Given task: Your answer should be a single number: the count of lines containing "styles".

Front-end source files
◇ ◇ ◇ ◇ ◇ ◇ ◇

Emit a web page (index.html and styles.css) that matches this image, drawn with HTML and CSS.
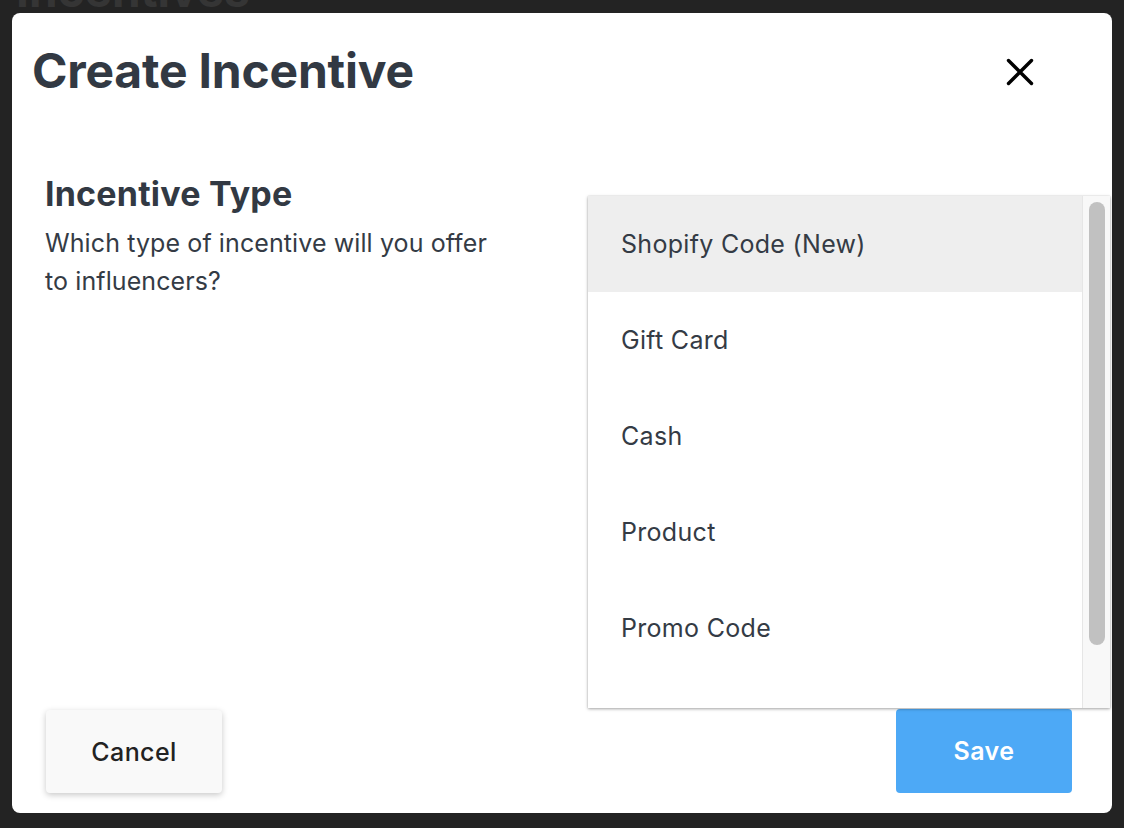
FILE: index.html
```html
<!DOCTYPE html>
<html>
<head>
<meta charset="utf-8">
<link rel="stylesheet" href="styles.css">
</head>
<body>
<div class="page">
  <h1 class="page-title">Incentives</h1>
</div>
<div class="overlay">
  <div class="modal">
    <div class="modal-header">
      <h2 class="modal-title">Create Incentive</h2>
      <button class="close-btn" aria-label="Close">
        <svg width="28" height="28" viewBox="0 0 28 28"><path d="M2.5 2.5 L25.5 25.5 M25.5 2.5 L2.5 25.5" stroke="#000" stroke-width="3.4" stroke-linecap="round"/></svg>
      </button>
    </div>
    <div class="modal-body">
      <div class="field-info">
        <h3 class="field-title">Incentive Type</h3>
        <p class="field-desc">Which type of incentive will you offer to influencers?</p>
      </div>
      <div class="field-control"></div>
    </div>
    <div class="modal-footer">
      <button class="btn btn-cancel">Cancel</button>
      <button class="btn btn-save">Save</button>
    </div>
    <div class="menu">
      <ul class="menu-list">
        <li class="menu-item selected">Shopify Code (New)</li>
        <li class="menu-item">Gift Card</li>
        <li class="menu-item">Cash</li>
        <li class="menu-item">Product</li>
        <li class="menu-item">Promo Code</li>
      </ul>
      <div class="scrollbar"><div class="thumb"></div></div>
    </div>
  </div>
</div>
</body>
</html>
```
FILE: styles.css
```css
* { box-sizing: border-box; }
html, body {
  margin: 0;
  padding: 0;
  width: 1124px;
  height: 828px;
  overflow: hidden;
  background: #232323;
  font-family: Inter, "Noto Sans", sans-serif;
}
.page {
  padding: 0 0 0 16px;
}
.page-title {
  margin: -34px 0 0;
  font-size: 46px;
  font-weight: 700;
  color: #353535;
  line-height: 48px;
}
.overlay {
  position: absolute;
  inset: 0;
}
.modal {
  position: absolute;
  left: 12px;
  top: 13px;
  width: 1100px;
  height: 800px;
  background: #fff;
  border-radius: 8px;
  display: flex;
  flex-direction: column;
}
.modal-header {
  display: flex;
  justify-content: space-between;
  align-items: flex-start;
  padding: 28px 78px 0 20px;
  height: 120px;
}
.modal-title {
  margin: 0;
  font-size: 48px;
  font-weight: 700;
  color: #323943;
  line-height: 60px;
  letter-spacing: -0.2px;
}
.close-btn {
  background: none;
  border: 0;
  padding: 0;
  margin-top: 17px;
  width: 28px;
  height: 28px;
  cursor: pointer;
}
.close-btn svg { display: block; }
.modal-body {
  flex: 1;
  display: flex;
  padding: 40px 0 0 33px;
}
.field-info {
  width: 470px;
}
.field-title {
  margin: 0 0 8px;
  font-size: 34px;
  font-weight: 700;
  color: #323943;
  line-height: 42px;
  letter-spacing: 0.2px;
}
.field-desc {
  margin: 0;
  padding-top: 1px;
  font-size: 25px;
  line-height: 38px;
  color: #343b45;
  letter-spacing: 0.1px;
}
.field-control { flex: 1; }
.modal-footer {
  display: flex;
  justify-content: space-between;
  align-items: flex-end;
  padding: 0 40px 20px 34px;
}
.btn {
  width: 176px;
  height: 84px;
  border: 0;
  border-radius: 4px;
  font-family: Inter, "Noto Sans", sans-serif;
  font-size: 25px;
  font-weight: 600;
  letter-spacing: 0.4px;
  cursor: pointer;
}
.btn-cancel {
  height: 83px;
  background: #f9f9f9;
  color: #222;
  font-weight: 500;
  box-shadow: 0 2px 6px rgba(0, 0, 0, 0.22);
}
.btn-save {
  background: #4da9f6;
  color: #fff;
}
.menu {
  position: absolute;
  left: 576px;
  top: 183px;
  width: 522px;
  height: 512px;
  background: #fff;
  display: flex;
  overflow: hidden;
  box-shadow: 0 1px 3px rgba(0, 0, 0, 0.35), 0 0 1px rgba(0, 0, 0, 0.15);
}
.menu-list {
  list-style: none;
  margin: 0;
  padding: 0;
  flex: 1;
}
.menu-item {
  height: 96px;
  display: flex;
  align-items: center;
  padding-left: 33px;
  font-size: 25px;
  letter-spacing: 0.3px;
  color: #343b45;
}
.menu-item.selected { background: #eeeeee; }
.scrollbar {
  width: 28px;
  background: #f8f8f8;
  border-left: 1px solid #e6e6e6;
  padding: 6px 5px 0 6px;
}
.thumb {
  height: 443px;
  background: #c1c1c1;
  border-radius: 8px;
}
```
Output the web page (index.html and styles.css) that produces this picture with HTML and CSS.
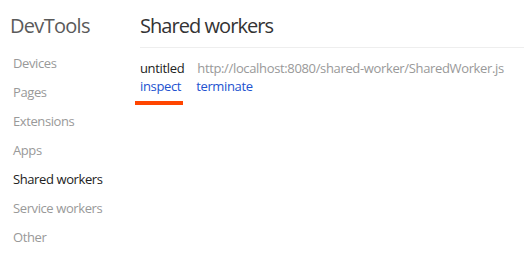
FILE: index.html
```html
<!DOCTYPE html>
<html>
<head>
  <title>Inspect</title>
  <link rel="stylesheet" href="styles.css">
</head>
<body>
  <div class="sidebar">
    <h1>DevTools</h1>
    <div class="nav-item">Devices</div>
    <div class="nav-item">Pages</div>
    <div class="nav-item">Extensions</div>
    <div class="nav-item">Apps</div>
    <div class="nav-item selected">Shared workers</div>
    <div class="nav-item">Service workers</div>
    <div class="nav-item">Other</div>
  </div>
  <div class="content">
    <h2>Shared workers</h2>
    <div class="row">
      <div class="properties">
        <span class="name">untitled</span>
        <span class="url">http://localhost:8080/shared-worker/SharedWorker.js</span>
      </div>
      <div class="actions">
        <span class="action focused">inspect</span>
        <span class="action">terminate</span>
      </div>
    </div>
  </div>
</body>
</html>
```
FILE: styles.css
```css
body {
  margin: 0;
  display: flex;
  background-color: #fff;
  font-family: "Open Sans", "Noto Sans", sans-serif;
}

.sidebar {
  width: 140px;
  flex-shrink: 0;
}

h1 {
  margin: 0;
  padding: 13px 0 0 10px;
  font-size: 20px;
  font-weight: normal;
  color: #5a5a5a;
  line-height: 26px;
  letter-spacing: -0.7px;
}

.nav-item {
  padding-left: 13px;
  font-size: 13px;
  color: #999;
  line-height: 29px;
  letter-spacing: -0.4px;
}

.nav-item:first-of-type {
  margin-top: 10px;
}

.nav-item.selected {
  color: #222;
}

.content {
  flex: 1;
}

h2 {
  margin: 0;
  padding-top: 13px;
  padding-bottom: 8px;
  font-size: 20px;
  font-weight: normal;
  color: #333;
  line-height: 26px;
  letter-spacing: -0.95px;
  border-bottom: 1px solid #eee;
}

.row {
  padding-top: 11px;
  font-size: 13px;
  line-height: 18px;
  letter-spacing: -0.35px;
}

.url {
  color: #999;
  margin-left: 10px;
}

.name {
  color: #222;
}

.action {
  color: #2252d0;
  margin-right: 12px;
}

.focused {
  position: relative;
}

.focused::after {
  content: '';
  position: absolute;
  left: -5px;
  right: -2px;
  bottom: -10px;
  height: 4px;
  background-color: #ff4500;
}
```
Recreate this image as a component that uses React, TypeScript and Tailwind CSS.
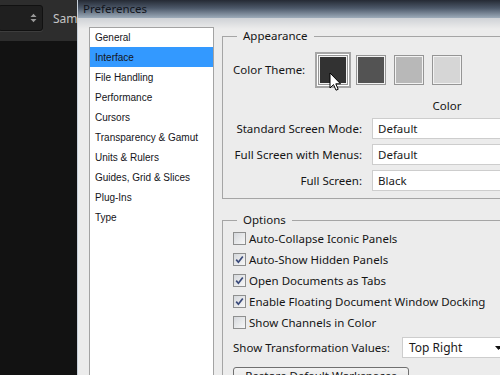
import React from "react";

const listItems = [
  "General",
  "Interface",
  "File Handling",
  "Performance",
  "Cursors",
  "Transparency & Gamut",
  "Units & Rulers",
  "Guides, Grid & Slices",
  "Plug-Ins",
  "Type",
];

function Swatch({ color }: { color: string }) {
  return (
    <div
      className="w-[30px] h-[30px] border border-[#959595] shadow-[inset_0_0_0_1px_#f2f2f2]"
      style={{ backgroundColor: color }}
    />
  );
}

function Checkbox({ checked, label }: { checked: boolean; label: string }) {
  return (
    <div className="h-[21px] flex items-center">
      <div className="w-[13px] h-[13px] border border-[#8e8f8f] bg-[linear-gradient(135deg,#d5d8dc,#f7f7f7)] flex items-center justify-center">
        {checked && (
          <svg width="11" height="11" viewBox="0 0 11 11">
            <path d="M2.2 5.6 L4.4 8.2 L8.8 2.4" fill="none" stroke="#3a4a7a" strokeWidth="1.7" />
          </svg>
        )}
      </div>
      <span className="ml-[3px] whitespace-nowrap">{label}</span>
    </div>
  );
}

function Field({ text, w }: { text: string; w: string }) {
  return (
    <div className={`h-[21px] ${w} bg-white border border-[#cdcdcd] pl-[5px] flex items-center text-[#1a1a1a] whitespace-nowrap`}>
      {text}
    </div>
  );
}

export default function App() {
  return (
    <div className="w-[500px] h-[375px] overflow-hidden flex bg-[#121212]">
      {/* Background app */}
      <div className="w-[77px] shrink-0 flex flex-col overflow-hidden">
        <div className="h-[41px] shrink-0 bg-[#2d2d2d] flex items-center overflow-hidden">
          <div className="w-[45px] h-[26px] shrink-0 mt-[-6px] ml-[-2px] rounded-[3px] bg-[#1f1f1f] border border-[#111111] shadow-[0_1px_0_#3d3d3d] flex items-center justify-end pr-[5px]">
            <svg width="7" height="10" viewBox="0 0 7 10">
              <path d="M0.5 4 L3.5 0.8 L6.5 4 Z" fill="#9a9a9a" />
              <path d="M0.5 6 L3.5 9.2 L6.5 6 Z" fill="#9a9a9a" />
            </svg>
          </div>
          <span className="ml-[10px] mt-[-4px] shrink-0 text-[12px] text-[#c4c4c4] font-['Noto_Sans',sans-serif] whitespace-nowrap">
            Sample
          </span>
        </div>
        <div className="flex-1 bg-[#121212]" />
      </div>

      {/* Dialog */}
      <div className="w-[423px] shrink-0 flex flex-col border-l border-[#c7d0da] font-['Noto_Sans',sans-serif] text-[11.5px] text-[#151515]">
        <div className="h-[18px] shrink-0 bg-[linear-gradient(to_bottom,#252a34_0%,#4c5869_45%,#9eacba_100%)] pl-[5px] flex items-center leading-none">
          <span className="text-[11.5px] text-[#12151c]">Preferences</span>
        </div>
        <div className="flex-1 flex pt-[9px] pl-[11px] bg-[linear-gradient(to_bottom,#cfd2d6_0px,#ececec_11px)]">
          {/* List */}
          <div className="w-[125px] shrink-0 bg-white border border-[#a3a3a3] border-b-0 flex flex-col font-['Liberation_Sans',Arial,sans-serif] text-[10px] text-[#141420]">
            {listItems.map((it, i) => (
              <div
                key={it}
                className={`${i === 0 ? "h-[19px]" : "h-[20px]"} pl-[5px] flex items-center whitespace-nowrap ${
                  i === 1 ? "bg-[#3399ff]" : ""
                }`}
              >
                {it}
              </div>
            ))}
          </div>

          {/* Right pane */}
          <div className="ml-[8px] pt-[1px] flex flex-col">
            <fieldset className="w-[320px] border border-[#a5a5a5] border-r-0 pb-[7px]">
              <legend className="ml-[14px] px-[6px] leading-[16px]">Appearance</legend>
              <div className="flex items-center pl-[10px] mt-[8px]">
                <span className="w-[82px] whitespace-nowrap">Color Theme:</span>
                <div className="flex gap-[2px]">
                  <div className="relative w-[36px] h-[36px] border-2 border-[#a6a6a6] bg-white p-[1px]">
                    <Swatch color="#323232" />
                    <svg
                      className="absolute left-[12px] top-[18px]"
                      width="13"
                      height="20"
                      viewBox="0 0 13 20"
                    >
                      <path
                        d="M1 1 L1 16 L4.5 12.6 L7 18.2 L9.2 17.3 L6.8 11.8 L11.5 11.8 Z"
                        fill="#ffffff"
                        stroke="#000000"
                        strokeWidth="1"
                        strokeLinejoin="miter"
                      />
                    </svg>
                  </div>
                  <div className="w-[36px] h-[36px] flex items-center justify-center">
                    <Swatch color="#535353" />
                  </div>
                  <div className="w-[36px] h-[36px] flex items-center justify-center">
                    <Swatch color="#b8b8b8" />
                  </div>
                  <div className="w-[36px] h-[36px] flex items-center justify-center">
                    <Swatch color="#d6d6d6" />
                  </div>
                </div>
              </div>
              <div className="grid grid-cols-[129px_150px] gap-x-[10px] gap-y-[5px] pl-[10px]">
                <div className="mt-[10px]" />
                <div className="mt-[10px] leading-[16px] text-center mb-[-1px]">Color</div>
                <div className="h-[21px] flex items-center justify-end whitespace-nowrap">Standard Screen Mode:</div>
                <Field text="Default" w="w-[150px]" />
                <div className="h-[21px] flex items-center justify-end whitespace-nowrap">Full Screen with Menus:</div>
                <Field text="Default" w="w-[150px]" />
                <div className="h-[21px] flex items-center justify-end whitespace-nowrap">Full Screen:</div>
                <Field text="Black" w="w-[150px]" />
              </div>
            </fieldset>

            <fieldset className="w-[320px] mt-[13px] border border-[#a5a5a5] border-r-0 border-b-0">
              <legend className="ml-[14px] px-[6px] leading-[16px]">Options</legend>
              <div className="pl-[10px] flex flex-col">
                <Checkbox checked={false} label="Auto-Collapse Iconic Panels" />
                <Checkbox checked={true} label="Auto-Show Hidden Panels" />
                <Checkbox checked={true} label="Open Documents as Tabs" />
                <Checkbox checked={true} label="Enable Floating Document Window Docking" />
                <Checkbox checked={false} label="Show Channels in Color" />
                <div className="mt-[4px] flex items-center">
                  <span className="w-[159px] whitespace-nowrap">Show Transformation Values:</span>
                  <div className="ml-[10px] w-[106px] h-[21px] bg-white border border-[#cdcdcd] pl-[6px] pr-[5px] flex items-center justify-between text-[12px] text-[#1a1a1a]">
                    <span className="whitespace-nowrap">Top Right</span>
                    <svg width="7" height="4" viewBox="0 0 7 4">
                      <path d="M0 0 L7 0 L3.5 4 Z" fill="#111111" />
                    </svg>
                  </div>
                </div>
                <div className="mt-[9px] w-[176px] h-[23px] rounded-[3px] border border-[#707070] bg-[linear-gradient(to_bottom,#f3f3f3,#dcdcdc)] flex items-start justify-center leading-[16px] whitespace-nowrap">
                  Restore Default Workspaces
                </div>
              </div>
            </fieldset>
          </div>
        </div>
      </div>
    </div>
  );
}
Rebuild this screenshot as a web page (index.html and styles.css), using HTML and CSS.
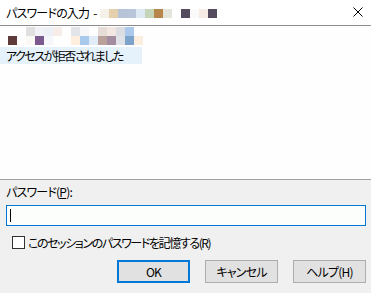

◇ ◇ ◇ ◇ ◇ ◇ ◇

Answer for this exercise: 7